Unnamed: 0,movie id,movie name
0,1,Toy Story (1995)
1,2,GoldenEye (1995)
2,3,Four Rooms (1995)
3,4,Get Shorty (1995)
4,5,Copycat (1995)


## Recommender System

- ### Selecting Target User

In [57]:
# Selecting Target User Randomly
selected_user = rating['item id'].sample(1).iloc[0]
selected_data = rating[rating['user id'] == selected_user]

- ### Filtering Dataset

In [58]:
# Droping Selected User's Data from our Rating Data -> Because we want to find simmilar user by using this Rating dataset.
rating = rating[rating['user id'] != selected_user]
# Fiding users who has watched one of selected user's movies.
rating = rating[rating['item id'].isin(selected_data['item id'].tolist())]

In [59]:
# Grouping Rating data using user ids 
group_data = rating.groupby('user id')

- ### Finding Similar Users

In [60]:
# Creating an empty dictinary to store similarity rate of each user.
dist = {}
# Finding Degree of Similarity by calculating similarity rate
for user_id, data in group_data:
    
    data = data.sort_values('item id')
    selected_data = selected_data.sort_values('item id')
    
    temp_data = selected_data[selected_data['item id'].isin(data['item id'].tolist())]
    
    x = temp_data[' rating']
    y = data[' rating']
    
    cosine = spatial.distance.cosine(x, y)
    
    dist[user_id] = cosine

In [61]:
# Storing Similarity Rate in similarityRate column in rating dataset
rating['similarityRate'] = rating['user id'].apply(lambda x: dist[x])
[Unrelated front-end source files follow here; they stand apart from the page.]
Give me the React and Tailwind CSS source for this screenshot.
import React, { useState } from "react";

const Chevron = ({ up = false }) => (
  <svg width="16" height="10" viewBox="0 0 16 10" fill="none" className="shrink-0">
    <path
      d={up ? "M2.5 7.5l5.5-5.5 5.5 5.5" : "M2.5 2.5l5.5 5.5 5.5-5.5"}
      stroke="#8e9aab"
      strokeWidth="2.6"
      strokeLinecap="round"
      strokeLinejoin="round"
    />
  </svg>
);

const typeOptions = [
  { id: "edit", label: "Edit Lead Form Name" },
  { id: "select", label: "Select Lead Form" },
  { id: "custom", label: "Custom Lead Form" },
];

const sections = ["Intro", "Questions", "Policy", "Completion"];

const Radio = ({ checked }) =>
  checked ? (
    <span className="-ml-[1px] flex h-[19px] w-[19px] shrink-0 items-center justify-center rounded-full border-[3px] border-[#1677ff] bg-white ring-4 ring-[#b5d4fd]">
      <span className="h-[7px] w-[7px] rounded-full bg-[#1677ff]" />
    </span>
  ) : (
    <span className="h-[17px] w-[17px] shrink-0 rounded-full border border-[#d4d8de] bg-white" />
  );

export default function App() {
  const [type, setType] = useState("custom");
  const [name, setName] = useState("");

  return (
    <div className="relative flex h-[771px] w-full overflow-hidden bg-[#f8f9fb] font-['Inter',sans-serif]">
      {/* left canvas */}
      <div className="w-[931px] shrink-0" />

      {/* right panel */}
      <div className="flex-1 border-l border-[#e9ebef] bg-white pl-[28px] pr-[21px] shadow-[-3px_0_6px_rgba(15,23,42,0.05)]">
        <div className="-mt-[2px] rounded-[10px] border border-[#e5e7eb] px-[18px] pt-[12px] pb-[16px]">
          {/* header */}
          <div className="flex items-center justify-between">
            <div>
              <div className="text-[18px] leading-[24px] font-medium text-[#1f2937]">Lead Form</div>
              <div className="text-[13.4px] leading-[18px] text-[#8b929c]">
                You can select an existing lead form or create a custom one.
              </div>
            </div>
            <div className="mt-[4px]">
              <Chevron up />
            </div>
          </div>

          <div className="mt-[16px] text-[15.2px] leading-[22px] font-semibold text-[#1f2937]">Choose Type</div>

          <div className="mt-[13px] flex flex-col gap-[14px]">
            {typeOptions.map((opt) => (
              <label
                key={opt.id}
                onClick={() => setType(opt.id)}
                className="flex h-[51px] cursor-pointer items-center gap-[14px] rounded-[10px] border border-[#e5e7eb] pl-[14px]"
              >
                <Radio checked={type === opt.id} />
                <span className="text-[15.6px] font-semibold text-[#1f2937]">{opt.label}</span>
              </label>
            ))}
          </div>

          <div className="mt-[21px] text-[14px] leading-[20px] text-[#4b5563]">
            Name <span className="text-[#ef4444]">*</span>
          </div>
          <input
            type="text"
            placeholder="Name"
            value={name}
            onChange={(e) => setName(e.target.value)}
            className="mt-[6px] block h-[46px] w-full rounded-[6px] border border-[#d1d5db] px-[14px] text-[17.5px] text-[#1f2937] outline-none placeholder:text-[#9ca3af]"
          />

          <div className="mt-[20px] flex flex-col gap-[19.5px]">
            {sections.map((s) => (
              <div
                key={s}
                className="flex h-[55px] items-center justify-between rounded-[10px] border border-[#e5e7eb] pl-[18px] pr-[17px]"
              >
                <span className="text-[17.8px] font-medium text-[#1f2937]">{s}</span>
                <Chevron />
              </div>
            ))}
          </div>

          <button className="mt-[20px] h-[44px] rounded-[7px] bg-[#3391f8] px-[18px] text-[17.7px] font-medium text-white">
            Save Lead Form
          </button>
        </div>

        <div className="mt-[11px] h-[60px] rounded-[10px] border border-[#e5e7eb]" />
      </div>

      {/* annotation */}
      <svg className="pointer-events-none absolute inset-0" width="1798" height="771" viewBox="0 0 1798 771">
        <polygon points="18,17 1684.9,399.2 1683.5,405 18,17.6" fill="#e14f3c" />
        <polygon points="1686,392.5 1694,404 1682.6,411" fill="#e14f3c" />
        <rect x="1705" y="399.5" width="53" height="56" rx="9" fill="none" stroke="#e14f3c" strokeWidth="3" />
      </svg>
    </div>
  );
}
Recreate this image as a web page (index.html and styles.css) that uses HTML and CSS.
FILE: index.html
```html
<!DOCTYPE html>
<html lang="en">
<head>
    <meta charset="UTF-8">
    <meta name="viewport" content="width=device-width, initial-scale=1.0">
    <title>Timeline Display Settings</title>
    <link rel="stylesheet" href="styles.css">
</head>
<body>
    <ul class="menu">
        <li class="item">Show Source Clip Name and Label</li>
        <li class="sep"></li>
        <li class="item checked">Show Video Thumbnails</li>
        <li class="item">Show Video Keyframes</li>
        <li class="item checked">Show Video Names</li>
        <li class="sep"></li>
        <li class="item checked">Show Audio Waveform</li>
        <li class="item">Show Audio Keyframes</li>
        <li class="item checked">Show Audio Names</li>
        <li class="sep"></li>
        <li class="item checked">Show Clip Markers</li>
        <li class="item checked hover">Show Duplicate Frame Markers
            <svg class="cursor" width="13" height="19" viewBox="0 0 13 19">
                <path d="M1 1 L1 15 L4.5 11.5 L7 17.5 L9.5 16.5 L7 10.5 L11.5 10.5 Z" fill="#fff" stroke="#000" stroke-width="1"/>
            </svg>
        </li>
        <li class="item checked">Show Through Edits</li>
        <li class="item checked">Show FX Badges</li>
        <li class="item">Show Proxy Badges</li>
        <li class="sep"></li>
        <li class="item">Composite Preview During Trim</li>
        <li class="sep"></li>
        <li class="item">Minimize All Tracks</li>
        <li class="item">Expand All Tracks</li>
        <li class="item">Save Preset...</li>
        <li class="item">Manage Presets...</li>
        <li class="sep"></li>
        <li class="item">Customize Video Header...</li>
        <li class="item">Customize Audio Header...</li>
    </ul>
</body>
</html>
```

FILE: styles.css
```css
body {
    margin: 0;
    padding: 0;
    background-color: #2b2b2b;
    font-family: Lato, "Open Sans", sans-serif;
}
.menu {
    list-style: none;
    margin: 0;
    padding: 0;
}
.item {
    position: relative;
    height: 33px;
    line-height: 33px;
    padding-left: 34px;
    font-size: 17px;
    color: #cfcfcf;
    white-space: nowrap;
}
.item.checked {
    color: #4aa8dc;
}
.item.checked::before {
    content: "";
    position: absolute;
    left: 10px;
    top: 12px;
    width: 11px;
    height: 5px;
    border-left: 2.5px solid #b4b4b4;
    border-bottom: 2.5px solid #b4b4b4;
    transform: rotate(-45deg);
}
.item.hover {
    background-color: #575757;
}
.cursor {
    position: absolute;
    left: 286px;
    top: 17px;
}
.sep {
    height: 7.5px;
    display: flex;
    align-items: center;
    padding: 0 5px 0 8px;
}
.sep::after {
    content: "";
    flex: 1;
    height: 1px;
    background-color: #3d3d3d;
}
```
- ### Calculating New Rate of Each Movie

In [62]:
# Multiplying Similarity Rate of each user in Rate of each movies the user watched
rating['simXrate'] = rating['similarityRate']*rating[' rating']

In [63]:
# Calculating Weigthed Average to Predict the rate of Target User to each movie:

## Step 1: Grouping data by item id and Sum similarityRate and simXrate columns of the dataset
recommendation = rating.groupby('item id').sum(['similarityRate', 'simXrate']).reset_index()
## Step 2: Deviding Sum of simXrate by Sum of SimilarityRate
recommendation['Predicted_Rate'] = recommendation['simXrate'] / recommendation['similarityRate']
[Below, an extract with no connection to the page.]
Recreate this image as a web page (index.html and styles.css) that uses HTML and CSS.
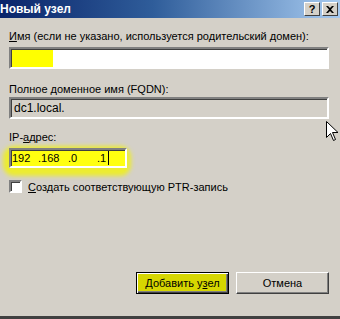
FILE: index.html
```html
<!DOCTYPE html>
<html lang="ru">

<head>
    <meta charset="UTF-8">
    <title>Новый узел</title>
    <link rel="stylesheet" href="styles.css">
</head>

<body>
    <div class="dialog">
        <div class="titlebar">
            <span class="title">Новый узел</span>
            <div class="caption-btns">
                <span class="cap-btn">?</span>
                <span class="cap-btn close">
                    <svg width="8" height="7" viewBox="0 0 8 7">
                        <path d="M0 0 L2 0 L4 2 L6 0 L8 0 L5 3.5 L8 7 L6 7 L4 5 L2 7 L0 7 L3 3.5 Z" fill="#000" />
                    </svg>
                </span>
            </div>
        </div>
        <div class="content">
            <div class="field name">
                <label><u>И</u>мя (если не указано, используется родительский домен):</label>
                <div class="edit"><span class="mark"></span></div>
            </div>
            <div class="field fqdn">
                <label>Полное доменное имя (FQDN):</label>
                <div class="edit readonly">dc1.local.</div>
            </div>
            <div class="field addr">
                <label>IP-<u>а</u>дрес:</label>
                <div class="ip-wrap">
                    <div class="edit ip">
                        <span class="seg">192</span><span class="seg">.168</span><span class="seg">.0</span><span class="seg last">.1</span><span class="caret"></span>
                    </div>
                </div>
            </div>
            <div class="check-row">
                <span class="checkbox"></span>
                <span><u>С</u>оздать соответствующую PTR-запись</span>
            </div>
            <div class="buttons">
                <button class="btn default">Добавить у<u>з</u>ел</button>
                <button class="btn">Отмена</button>
            </div>
        </div>
        <svg class="cursor" width="13" height="22" viewBox="0 0 13 22">
            <path d="M0.5 0.5 L0.5 16.5 L4.5 12.5 L7.5 19.5 L9.5 18.5 L6.5 11.5 L12 11.5 Z" fill="#fff" stroke="#000"
                stroke-width="1" />
        </svg>
    </div>
</body>

</html>
```

FILE: styles.css
```css
body {
    margin: 0;
    font-family: "Liberation Sans", Arial, sans-serif;
    font-size: 11px;
    color: #000;
}

.dialog {
    position: relative;
    width: 340px;
    height: 316px;
    background: #d4d0c8;
    border-bottom: 3px solid #404040;
    overflow: hidden;
}

.titlebar {
    height: 18px;
    display: flex;
    align-items: center;
    justify-content: space-between;
    background: linear-gradient(to right, #0a246a 0%, #2f5d9a 45%, #a6caf0 100%);
}

.title {
    color: #fff;
    font-weight: bold;
    font-size: 12px;
}

.caption-btns {
    display: flex;
    gap: 2px;
    padding-right: 2px;
}

.cap-btn {
    width: 16px;
    height: 14px;
    box-sizing: border-box;
    background: #d4d0c8;
    border: 1px solid;
    border-color: #fff #404040 #404040 #fff;
    display: flex;
    align-items: center;
    justify-content: center;
    font-weight: bold;
    font-size: 11px;
}

.content {
    padding: 12px 11px 0 9px;
    display: flex;
    flex-direction: column;
    height: 298px;
    box-sizing: border-box;
}

.field {
    display: flex;
    flex-direction: column;
}

.field label {
    line-height: 13px;
}

.name {
    gap: 4px;
    margin-bottom: 14px;
}

.fqdn {
    gap: 1px;
    margin-bottom: 12px;
}

.addr {
    gap: 4px;
    margin-bottom: 12px;
}

.edit {
    height: 22px;
    box-sizing: border-box;
    background: #fff;
    border: 2px solid;
    border-color: #808080 #fff #fff #808080;
    box-shadow: inset 1px 1px 0 #404040;
    display: flex;
    align-items: center;
    padding-left: 3px;
}

.mark {
    width: 41px;
    height: 17px;
    background: #ffff00;
    margin-left: -2px;
}

.readonly {
    background: #d4d0c8;
    font-size: 12px;
}

.ip-wrap {
    width: 118px;
    border-radius: 6px;
    box-shadow: -1px 3px 4px 5px #ecec30;
    background: #ecec30;
}

.ip {
    width: 118px;
    background: #ffff10;
    height: 20px;
    font-size: 11px;
    padding-left: 1px;
}

.seg {
    display: inline-block;
    width: 26px;
}

.seg:nth-child(2) {
    width: 30px;
}

.seg:nth-child(3) {
    width: 29px;
}

.seg.last {
    width: auto;
}

.caret {
    width: 1px;
    height: 14px;
    background: #000;
    margin-left: 2px;
}

.check-row {
    display: flex;
    align-items: center;
    gap: 6px;
}

.checkbox {
    width: 13px;
    height: 13px;
    box-sizing: border-box;
    background: #fff;
    border: 2px solid;
    border-color: #808080 #fff #fff #808080;
    box-shadow: inset 1px 1px 0 #404040;
}

.buttons {
    margin-top: auto;
    margin-bottom: 22px;
    display: flex;
    justify-content: flex-end;
    gap: 7px;
}

.btn {
    width: 93px;
    height: 22px;
    box-sizing: border-box;
    font-family: "Liberation Sans", Arial, sans-serif;
    font-size: 11px;
    background: #d4d0c8;
    border: 1px solid;
    border-color: #fff #404040 #404040 #fff;
    box-shadow: inset -1px -1px 0 #808080;
    padding: 0;
}

.btn.default {
    background: #d6d600;
    border: 1px solid #000;
    box-shadow: inset 1px 1px 0 #fff, inset -1px -1px 0 #404040, inset -2px -2px 0 #808080;
}

.cursor {
    position: absolute;
    left: 326px;
    top: 121px;
}
```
- ### Recommending Top 5 Scored Movies

In [64]:
# Selecting Top 5 movie ids based on calculated rate
suggestions_ids = recommendation.sort_values('Predicted_Rate', ascending=False).nlargest(5, 'Predicted_Rate')['item id']

In [65]:
# Showing suggested Movies
movies[movies['movie id'].isin(suggestions_ids)]

Unnamed: 0,movie id,movie name
11,12,"Usual Suspects, The (1995)"
49,50,Star Wars (1977)
113,114,Wallace & Gromit: The Best of Aardman Animatio...
479,480,North by Northwest (1959)
602,603,Rear Window (1954)